_PROMPT_.
Copy every line of the data that contains the string "full".
------------------------------------------------------------
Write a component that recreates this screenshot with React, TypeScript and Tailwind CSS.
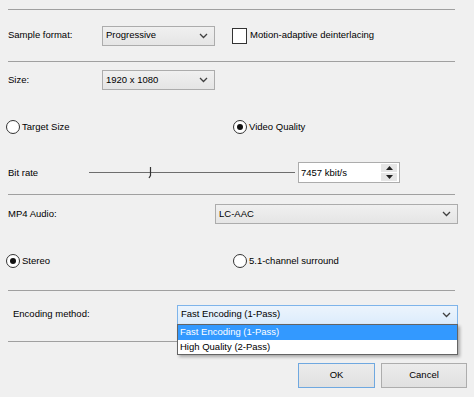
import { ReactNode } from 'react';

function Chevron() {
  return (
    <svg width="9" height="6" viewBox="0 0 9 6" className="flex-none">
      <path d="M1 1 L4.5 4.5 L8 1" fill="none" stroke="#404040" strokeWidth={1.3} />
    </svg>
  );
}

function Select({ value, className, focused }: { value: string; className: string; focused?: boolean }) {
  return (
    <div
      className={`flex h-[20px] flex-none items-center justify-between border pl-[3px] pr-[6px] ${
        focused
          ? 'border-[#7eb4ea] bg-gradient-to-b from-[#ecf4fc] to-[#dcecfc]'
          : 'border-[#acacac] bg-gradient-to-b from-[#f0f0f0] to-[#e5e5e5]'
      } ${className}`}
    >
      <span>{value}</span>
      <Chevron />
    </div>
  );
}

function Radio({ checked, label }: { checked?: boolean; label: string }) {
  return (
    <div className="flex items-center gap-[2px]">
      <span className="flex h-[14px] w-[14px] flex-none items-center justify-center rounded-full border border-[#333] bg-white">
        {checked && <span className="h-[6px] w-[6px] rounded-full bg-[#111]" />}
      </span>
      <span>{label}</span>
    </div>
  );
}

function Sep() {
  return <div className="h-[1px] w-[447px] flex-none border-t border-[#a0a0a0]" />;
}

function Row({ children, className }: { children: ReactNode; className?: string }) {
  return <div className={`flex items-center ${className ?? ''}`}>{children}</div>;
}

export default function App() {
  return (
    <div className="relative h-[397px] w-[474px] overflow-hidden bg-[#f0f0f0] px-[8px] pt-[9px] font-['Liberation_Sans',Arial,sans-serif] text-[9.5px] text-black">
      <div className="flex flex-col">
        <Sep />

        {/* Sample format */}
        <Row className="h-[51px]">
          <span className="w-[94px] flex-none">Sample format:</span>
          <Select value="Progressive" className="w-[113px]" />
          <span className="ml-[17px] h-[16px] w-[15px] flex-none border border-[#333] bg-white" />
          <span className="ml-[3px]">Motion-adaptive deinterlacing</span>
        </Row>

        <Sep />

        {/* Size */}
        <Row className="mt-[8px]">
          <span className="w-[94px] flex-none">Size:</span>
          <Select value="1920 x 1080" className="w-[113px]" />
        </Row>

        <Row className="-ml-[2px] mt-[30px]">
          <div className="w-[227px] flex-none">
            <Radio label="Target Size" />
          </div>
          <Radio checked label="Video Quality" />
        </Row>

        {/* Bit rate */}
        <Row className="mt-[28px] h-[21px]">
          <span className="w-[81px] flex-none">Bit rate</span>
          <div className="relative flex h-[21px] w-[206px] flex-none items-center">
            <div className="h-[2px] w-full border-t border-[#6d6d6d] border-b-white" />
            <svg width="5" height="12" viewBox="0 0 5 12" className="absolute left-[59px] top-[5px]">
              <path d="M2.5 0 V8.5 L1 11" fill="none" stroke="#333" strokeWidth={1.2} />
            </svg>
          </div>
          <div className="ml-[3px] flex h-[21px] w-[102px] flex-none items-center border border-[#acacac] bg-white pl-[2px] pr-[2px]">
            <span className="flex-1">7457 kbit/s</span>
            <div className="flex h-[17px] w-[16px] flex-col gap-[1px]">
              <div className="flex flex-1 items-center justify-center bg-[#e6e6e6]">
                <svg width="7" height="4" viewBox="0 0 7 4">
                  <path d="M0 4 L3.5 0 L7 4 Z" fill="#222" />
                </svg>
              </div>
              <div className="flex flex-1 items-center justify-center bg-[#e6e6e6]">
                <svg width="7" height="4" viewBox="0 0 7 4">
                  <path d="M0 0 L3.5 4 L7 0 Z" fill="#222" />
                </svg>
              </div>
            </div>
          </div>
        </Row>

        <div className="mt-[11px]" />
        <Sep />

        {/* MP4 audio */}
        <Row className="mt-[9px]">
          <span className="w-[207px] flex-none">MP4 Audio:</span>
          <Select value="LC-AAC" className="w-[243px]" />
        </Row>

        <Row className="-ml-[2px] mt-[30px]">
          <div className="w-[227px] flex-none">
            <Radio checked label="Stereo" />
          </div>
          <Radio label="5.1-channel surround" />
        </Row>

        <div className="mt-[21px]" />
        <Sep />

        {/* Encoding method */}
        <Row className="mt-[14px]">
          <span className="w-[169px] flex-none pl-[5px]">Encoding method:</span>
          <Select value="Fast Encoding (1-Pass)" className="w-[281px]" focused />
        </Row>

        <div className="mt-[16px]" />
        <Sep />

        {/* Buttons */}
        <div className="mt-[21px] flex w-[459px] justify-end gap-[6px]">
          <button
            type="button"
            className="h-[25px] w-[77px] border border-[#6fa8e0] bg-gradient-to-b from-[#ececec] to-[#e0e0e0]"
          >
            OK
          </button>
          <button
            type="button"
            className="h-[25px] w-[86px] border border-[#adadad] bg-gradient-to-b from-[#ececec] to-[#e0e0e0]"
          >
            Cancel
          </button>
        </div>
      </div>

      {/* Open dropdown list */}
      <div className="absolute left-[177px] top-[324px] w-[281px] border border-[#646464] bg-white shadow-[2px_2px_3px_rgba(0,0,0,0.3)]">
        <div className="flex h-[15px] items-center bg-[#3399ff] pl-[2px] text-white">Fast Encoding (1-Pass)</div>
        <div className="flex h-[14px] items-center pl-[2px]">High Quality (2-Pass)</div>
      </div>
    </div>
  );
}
------------------------------------------------------------
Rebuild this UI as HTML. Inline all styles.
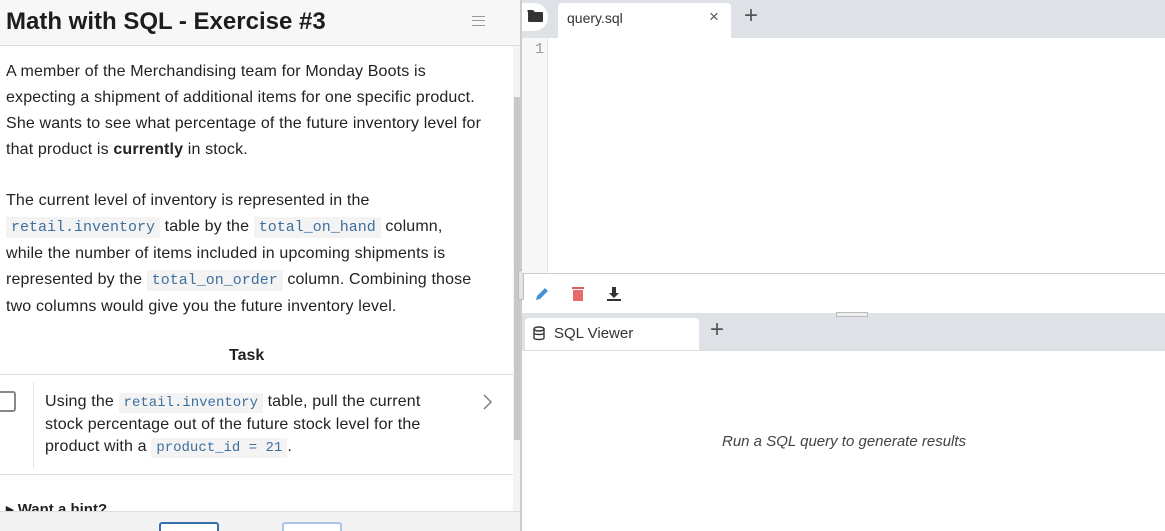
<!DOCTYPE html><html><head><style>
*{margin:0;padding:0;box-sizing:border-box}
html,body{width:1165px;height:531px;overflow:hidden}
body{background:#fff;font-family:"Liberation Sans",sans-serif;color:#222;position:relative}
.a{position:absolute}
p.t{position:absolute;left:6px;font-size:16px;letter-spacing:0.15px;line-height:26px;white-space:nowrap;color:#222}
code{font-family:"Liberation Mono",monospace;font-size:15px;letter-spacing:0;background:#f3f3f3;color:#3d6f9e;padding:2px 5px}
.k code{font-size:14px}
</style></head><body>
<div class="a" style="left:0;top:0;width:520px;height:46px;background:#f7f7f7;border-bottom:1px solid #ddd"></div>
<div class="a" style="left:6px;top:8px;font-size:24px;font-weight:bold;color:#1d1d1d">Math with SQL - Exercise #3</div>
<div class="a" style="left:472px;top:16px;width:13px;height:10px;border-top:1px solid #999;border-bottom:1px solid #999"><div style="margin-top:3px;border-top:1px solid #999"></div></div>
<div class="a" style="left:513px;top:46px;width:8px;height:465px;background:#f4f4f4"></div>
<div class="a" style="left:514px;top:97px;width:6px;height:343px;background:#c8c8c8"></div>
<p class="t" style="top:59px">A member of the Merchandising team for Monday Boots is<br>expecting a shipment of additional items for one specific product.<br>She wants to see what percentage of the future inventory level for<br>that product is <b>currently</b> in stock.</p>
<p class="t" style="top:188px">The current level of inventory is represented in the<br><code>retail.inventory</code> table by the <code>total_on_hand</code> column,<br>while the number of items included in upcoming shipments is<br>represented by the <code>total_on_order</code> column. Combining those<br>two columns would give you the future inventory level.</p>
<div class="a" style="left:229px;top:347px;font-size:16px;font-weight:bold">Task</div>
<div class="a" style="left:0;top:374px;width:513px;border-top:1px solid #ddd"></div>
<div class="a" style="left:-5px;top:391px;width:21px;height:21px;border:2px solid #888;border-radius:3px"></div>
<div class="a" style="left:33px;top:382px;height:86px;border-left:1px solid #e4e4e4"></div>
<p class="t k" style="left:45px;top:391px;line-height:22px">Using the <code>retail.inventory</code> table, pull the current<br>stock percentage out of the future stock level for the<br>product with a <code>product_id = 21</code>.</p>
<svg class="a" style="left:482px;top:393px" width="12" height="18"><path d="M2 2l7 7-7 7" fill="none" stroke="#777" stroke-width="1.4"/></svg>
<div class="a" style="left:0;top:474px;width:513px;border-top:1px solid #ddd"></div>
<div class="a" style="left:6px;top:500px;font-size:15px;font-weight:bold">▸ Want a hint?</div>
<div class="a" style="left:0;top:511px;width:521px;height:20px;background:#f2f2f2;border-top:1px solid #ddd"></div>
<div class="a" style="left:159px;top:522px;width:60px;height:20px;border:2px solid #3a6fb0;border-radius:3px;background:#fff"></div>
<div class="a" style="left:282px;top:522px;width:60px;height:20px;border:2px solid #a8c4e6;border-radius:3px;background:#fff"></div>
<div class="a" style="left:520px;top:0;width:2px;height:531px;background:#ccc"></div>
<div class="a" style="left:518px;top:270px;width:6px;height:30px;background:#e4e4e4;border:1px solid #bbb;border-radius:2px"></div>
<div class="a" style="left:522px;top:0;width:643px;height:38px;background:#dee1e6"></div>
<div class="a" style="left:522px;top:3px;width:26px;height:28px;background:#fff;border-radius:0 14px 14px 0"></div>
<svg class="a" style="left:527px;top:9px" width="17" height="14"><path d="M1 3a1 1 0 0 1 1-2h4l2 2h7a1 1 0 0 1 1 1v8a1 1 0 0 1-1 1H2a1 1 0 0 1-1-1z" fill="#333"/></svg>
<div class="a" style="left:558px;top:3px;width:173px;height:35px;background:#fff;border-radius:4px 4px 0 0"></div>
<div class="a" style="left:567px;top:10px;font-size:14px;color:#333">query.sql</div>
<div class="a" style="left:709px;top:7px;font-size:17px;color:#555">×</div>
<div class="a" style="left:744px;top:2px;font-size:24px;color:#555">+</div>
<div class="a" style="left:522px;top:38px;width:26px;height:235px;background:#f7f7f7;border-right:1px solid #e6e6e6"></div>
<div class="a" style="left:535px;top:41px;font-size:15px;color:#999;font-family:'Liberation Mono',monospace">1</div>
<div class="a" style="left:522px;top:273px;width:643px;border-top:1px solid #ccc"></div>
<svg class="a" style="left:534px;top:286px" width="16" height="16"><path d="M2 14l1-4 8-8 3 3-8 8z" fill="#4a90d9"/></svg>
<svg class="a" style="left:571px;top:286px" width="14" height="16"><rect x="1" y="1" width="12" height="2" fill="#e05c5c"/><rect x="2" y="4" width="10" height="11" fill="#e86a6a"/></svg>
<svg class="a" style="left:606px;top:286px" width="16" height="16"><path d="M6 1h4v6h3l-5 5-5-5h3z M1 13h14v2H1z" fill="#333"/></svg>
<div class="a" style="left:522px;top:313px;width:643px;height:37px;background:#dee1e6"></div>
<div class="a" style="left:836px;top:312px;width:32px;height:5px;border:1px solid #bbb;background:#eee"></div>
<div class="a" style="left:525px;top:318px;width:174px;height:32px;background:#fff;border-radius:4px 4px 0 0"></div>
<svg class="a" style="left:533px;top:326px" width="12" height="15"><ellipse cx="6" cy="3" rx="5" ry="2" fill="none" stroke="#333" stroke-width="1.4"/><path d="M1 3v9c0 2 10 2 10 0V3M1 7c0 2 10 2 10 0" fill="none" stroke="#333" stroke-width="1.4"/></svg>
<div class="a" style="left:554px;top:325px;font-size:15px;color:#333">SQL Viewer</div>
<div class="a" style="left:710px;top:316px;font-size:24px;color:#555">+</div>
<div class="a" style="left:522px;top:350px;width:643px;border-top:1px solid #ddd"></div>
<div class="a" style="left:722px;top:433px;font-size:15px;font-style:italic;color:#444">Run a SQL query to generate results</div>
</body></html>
------------------------------------------------------------
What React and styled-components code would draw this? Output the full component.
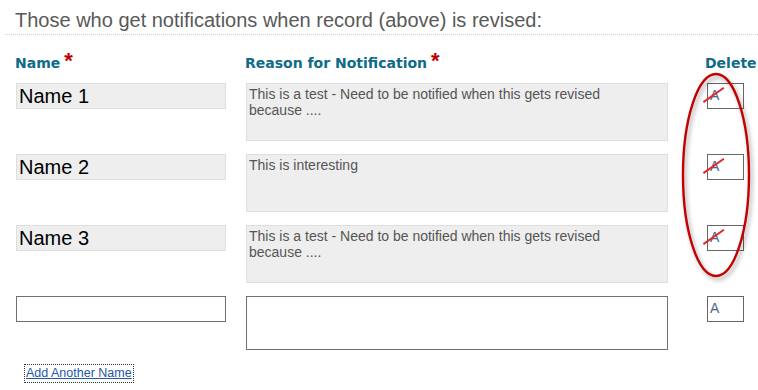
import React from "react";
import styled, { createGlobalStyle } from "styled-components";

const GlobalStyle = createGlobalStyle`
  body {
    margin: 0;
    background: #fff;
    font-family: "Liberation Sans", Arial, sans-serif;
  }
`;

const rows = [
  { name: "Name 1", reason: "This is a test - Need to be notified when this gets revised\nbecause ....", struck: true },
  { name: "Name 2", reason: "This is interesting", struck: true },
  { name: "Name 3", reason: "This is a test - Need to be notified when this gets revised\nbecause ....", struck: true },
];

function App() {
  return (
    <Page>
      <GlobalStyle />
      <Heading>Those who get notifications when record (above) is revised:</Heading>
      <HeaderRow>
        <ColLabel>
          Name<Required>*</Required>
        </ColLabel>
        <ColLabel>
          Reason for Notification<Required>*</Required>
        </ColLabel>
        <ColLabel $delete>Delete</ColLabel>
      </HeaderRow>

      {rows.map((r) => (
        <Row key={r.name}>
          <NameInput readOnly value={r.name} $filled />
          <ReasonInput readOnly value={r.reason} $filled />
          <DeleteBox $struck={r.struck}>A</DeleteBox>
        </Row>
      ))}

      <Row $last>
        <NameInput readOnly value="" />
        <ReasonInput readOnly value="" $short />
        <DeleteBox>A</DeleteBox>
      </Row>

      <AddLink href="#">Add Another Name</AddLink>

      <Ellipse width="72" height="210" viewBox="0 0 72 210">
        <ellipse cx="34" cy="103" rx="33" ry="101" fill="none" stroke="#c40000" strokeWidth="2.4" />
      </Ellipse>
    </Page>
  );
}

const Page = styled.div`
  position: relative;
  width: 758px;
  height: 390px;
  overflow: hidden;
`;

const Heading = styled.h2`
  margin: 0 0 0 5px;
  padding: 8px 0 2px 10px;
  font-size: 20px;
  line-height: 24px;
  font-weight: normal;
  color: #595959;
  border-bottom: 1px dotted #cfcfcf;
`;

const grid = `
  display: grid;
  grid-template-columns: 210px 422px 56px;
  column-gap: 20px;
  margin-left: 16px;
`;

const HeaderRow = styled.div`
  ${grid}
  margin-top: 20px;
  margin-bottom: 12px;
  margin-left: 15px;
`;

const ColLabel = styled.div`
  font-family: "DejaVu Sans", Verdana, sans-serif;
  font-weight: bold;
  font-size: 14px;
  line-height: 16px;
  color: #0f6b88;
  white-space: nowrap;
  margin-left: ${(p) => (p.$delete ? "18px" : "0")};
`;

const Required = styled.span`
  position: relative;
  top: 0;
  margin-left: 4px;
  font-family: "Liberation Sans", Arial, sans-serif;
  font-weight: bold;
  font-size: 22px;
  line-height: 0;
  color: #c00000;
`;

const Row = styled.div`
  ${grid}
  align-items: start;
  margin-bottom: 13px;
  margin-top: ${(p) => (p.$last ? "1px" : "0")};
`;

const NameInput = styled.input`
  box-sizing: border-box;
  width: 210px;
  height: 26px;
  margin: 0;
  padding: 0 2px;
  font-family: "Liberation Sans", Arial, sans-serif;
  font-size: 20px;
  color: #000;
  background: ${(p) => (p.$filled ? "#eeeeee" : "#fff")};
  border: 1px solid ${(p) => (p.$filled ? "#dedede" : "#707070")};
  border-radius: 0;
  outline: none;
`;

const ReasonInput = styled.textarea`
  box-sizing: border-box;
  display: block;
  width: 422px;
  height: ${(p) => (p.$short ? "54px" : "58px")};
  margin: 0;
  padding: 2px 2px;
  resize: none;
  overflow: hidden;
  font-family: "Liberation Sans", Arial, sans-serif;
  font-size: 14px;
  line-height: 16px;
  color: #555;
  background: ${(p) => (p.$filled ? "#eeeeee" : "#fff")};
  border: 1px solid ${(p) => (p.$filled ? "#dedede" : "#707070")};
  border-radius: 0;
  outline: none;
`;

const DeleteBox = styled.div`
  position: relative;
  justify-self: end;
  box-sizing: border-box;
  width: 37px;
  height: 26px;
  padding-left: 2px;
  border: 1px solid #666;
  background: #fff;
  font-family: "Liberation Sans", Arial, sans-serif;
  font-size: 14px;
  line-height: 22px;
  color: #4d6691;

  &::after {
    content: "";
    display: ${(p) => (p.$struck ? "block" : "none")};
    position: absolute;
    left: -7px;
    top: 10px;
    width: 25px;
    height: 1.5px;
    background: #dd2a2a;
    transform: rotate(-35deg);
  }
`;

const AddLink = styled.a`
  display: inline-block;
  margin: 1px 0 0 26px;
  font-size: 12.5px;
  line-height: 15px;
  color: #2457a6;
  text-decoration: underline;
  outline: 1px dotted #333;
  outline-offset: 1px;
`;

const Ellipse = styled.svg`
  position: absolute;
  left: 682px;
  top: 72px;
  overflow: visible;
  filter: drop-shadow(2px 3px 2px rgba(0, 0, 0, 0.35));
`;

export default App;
------------------------------------------------------------
_COMPLETE ANSWER_.
      <span className="flex h-[14px] w-[14px] flex-none items-center justify-center rounded-full border border-[#333] bg-white">
        {checked && <span className="h-[6px] w-[6px] rounded-full bg-[#111]" />}
            <div className="h-[2px] w-full border-t border-[#6d6d6d] border-b-white" />
What React and styled-components code would draw this? Output the full component.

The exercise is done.